Created 12-16-2016 06:45 AM
Created 12-16-2016 06:50 AM
it's easier to drop a table and recreate, delete from a table and truncate are not supported by API
set hcat.bin /usr/bin/hcat; sql drop table if exists codes; sql create table codes(code string, description string, total_emp int, salary int); a = load 'sample_07' using org.apache.hive.hcatalog.pig.HCatLoader(); b = load 'sample_08' using org.apache.hive.hcatalog.pig.HCatLoader(); c = join b by code, a by code;d = foreach c generate $0 as code, $1 as description, $2 as total_emp, $3 as salary; store d into 'codes' using org.apache.hive.hcatalog.pig.HCatStorer();
Created 12-18-2016 05:44 AM
I think that's the only solution i think is the best at the moment using temporary table. Does Overwrite exists in Pig? Like Hive Overwrite table data.
Created 12-18-2016 05:11 PM
According to the wiki it exists but in our mutual tests, we were not able to fit your use case. Perhaps you'd like to open an enhancement Jira. I do like integration of Pig and HCatalog though I would argue instead of spending hours to figure it out, consider looking into Spark as it's under a heavy development and benefits from a wider community.

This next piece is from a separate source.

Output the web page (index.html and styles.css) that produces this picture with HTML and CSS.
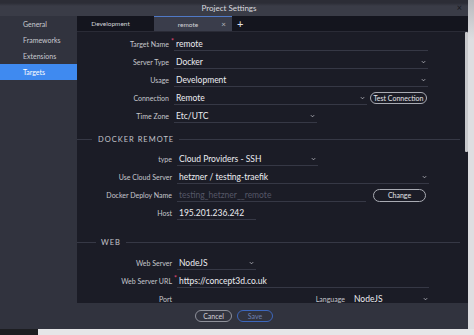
FILE: index.html
```html
<!DOCTYPE html>
<html lang="en">
<head>
    <meta charset="UTF-8">
    <meta name="viewport" content="width=device-width, initial-scale=1.0">
    <title>Project Settings</title>
    <link rel="stylesheet" href="styles.css">
</head>
<body>
    <div class="screen">
        <div class="window">
            <div class="titlebar">
                <span class="title">Project Settings</span>
                <span class="close">&times;</span>
            </div>
            <div class="window-body">
                <ul class="sidebar">
                    <li>General</li>
                    <li>Frameworks</li>
                    <li>Extensions</li>
                    <li class="active">Targets</li>
                </ul>
                <div class="main">
                    <div class="tabs">
                        <div class="tab">Development</div>
                        <div class="tab active">remote<span class="tab-close">&times;</span></div>
                        <div class="tab-add">+</div>
                    </div>
                    <div class="content">
                        <form class="form">
                            <div class="group">
                                <div class="row">
                                    <label class="label">Target Name<span class="req">*</span></label>
                                    <div class="field w-wide"><span class="value">remote</span></div>
                                </div>
                                <div class="row">
                                    <label class="label">Server Type</label>
                                    <div class="field w-wide"><span class="value">Docker</span>
                                        <svg class="chev" viewBox="0 0 6 4"><path d="M1 1l2 2 2-2"/></svg></div>
                                </div>
                                <div class="row">
                                    <label class="label">Usage</label>
                                    <div class="field w-wide"><span class="value">Development</span>
                                        <svg class="chev" viewBox="0 0 6 4"><path d="M1 1l2 2 2-2"/></svg></div>
                                </div>
                                <div class="row">
                                    <label class="label">Connection</label>
                                    <div class="field w-conn"><span class="value">Remote</span>
                                        <svg class="chev" viewBox="0 0 6 4"><path d="M1 1l2 2 2-2"/></svg></div>
                                    <button type="button" class="pill pill-test">Test Connection</button>
                                </div>
                                <div class="row">
                                    <label class="label">Time Zone</label>
                                    <div class="field w-short"><span class="value">Etc/UTC</span>
                                        <svg class="chev" viewBox="0 0 6 4"><path d="M1 1l2 2 2-2"/></svg></div>
                                </div>
                            </div>

                            <div class="section section-docker">
                                <span class="section-line lead"></span>
                                <span class="section-title">DOCKER REMOTE</span>
                                <span class="section-line"></span>
                            </div>

                            <div class="group shifted">
                                <div class="row">
                                    <label class="label">type</label>
                                    <div class="field w-short2"><span class="value">Cloud Providers - SSH</span>
                                        <svg class="chev" viewBox="0 0 6 4"><path d="M1 1l2 2 2-2"/></svg></div>
                                </div>
                                <div class="row">
                                    <label class="label">Use Cloud Server</label>
                                    <div class="field w-wide2"><span class="value">hetzner / testing-traefik</span>
                                        <svg class="chev" viewBox="0 0 6 4"><path d="M1 1l2 2 2-2"/></svg></div>
                                </div>
                                <div class="row">
                                    <label class="label">Docker Deploy Name</label>
                                    <div class="field w-deploy"><span class="value placeholder">testing_hetzner__remote</span></div>
                                    <button type="button" class="pill pill-change">Change</button>
                                </div>
                                <div class="row">
                                    <label class="label">Host</label>
                                    <div class="field w-tiny"><span class="value">195.201.236.242</span></div>
                                </div>
                            </div>

                            <div class="section section-web">
                                <span class="section-line lead"></span>
                                <span class="section-title">WEB</span>
                                <span class="section-line"></span>
                            </div>

                            <div class="group shifted">
                                <div class="row">
                                    <label class="label">Web Server</label>
                                    <div class="field w-tiny"><span class="value">NodeJS</span>
                                        <svg class="chev" viewBox="0 0 6 4"><path d="M1 1l2 2 2-2"/></svg></div>
                                </div>
                                <div class="row">
                                    <label class="label">Web Server URL<span class="req">*</span></label>
                                    <div class="field w-wide2"><span class="value">https://concept3d.co.uk</span></div>
                                </div>
                                <div class="row">
                                    <label class="label">Port</label>
                                    <div class="field w-tiny"></div>
                                    <label class="label label-lang">Language</label>
                                    <div class="field w-lang"><span class="value">NodeJS</span>
                                        <svg class="chev" viewBox="0 0 6 4"><path d="M1 1l2 2 2-2"/></svg></div>
                                </div>
                            </div>
                        </form>
                        <div class="scrollbar"><div class="thumb"></div></div>
                    </div>
                </div>
            </div>
            <div class="footer">
                <button type="button" class="pill pill-cancel">Cancel</button>
                <button type="button" class="pill pill-save">Save</button>
            </div>
        </div>
        <div class="edge"></div>
    </div>
    <div class="dock"><div class="dock-left"></div></div>
</body>
</html>
```

FILE: styles.css
```css
* {
    box-sizing: border-box;
}

body {
    margin: 0;
    width: 474px;
    height: 335px;
    overflow: hidden;
    background-color: #e4e4e6;
    font-family: Lato, "Noto Sans", sans-serif;
}

.screen {
    display: flex;
    height: 329px;
}

.window {
    width: 468px;
    height: 329px;
    background-color: #31333e;
    display: flex;
    flex-direction: column;
}

.edge {
    flex: 1;
    background: linear-gradient(#b9babe, #dedee1 40px);
}

.dock {
    height: 6px;
    background-color: #e6e6e8;
}

.dock-left {
    width: 38px;
    height: 100%;
    background-color: #1d1e22;
}

/* title bar */
.titlebar {
    position: relative;
    height: 16px;
    flex-shrink: 0;
    display: flex;
    align-items: center;
    justify-content: center;
    padding-right: 10px;
    background: linear-gradient(#2c2d36 0, #2c2d36 3px, #3a3c47 6px);
    color: #d9d9de;
    font-size: 8px;
}

.titlebar .close {
    position: absolute;
    right: 6px;
    top: 3px;
    color: #17181e;
    font-size: 9px;
    line-height: 9px;
}

.window-body {
    display: flex;
    height: 287px;
}

/* sidebar */
.sidebar {
    width: 77px;
    flex-shrink: 0;
    margin: 0;
    padding: 0;
    list-style: none;
}

.sidebar li {
    height: 16px;
    line-height: 16px;
    padding-left: 23px;
    font-size: 7px;
    color: #c9cad0;
}

.sidebar li.active {
    background-color: #3f8af0;
    color: #ffffff;
}

/* main */
.main {
    flex: 1;
    display: flex;
    flex-direction: column;
    background-color: #1b1c26;
    overflow: hidden;
}

.tabs {
    height: 16px;
    flex-shrink: 0;
    display: flex;
    align-items: center;
    background-color: #14151e;
    border-bottom: 1px solid #2a2b36;
}

.tab {
    position: relative;
    width: 77px;
    height: 100%;
    display: flex;
    align-items: center;
    justify-content: center;
    padding-right: 10px;
    font-size: 6.5px;
    color: #d3d3d9;
}

.tab.active {
    width: 78px;
    background-color: #3a3d4b;
    border-top: 1px solid #5079c6;
}

.tab-close {
    position: absolute;
    right: 6px;
    top: 2px;
    font-size: 8px;
    color: #b4b5bd;
}

.tab-add {
    margin-left: 5px;
    font-size: 11px;
    line-height: 11px;
    color: #e2e2e8;
}

.content {
    flex: 1;
    display: flex;
    overflow: hidden;
}

.form {
    flex: 1;
    margin: 0;
    padding: 3px 3px 0 0;
}

.scrollbar {
    width: 5px;
    padding-left: 2px;
}

.thumb {
    width: 3px;
    height: 120px;
    background-color: #c8c8cc;
    border-radius: 1px;
}

/* rows */
.row {
    height: 18px;
    display: flex;
    align-items: center;
}

.label {
    position: relative;
    width: 92px;
    flex-shrink: 0;
    text-align: right;
    font-size: 7px;
    color: #c6c7cd;
}

.shifted .label {
    width: 95px;
}

.req {
    position: absolute;
    right: -5px;
    top: -3px;
    color: #e2487a;
    font-size: 7px;
}

.field {
    height: 13px;
    margin-left: 5px;
    padding: 0 2px;
    display: flex;
    align-items: center;
    justify-content: space-between;
    border-bottom: 1px solid #363845;
}

.value {
    font-size: 8.5px;
    color: #ececf1;
    white-space: nowrap;
}

.value.placeholder {
    color: #555766;
}

.chev {
    width: 5px;
    height: 4px;
    fill: none;
    stroke: #b9bac2;
    stroke-width: 1;
}

.w-wide { width: 254px; }
.w-conn { width: 193px; }
.w-short { width: 143px; }
.w-short2 { width: 141px; }
.w-wide2 { width: 252px; }
.w-deploy { width: 189px; }
.w-tiny { width: 79px; }
.w-lang { width: 78px; margin-left: 7px; }

.shifted .label.label-lang {
    width: 89px;
}

/* buttons */
.pill {
    height: 12px;
    padding: 0;
    border: 1px solid #a9abb3;
    border-radius: 7px;
    background: transparent;
    font-family: inherit;
    font-size: 7px;
    line-height: 10px;
    color: #e4e4ea;
}

.pill-test {
    width: 57px;
    margin-left: 3px;
}

.pill-change {
    width: 53px;
    height: 13px;
    margin-left: 7px;
}

/* section headers */
.section {
    display: flex;
    align-items: center;
    height: 23px;
}

.section-docker {
    height: 25px;
    padding-top: 3px;
}

.section-web {
    height: 32px;
    padding-top: 9px;
}

.section-line {
    flex: 1;
    height: 1px;
    background-color: #363845;
}

.section-line.lead {
    flex: none;
    width: 15px;
}

.section-web .section-line.lead {
    width: 19px;
}

.section-title {
    padding: 0 5px 0 6px;
    font-size: 7.5px;
    letter-spacing: 1px;
    color: #c3c4cb;
}

.section-web .section-title {
    padding-left: 5px;
}

/* footer */
.footer {
    height: 26px;
    display: flex;
    align-items: center;
    justify-content: center;
    gap: 5px;
}

.pill-cancel {
    width: 37px;
    border-color: #8f919b;
    color: #d2d2d8;
}

.pill-save {
    width: 36px;
    border-color: #3d67bd;
    color: #6d82b3;
}
```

If my workaround fits your needs, please consider accepting my answer as best.
Created 12-19-2016 08:30 PM
Yes, This is testing only and i am doing it out of my curiosity. Thanks you very much for your valuable responses.
Could you let me know how to open an enhancement Jira request ?
Created 12-19-2016 08:33 PM
@Praveen PentaReddy create an Apache Jira account and open a ticket on https://issues.apache.org/jira/browse/pig/?selectedTab=com.atlassian.jira.jira-projects-plugin:summa... apache pig jira page.
Created 12-19-2016 08:58 PM
Thanks, i have raised an enhancement Jira.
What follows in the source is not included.